Why Hashbrown Does A Double-Lookup

Alexis Beingessner

March 20th, 2019 -- Rust Nightly 1.35.0

I recently finished a detailed review of hashbrown, which will likely become the new implementation for rust's std::collections::HashMap. One of the most surprising things I found was in the implementation of insert, which was essentially:

fn insert(&mut self, key: K, val: V) {
    let hash = self.hash(&key);
    if let Some(old_val) = self.get_mut(hash, &key) {
        *old_val = val;
    } else {
        self.really_insert(hash, key, val);
    }
}

This shocked me because it was doing something that was so offensive to people who care about collection performance that we had designed an entire API to help people avoid it: it did two lookups in the map.
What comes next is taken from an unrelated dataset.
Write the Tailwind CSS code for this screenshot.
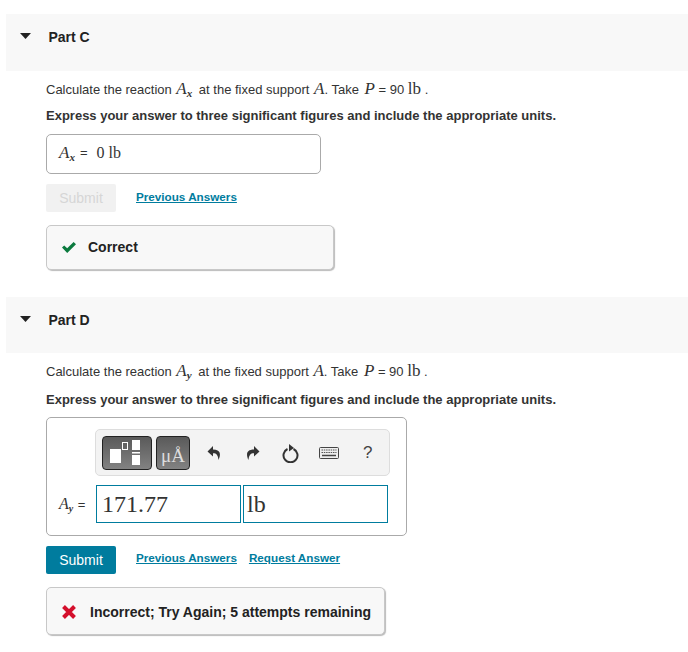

However, after some more discussion and review, I concluded that this implementation was reasonable. This post will try to cover why that is.

Hashmap Basics

Before we get into the details, we need a quick primer on how hashmaps work.

A hashmap is basically just an array, and a way to convert keys to a seemingly-random index in that array (a hash function). We won't be talking about hash functions, so just assume we've solved that problem well.

Given this, doing insertions and lookups is conceptually very simple:

fn insert(&mut self, key: K, val: V) {
    let index = self.hash(key) % self.vec.len();
    self.vec[index] = Some((key, val));
}

fn get(&mut self, key: &K) -> Option<&V> {
    let index = self.hash(key) % self.vec.len();
    self.vec[index].as_ref().map(|pair| &pair.1);
}

Wow easy, can't be more effecient than that, hashmaps solved forever.

Not quite. Here's the issue: two different keys can be assigned the same index in our array, and we need to handle that in a way that lets both keys exist in our map. How we choose to solve this problem is basically the entire problem with implementing a HashMap.

A very simple solution is as follows: just walk along the array until we find an empty index (or matching key to overwrite). This approach of just trying to find a new index is called "open addressing", which will be the focus of our discussion (the most common alternative being an approach called "chaining").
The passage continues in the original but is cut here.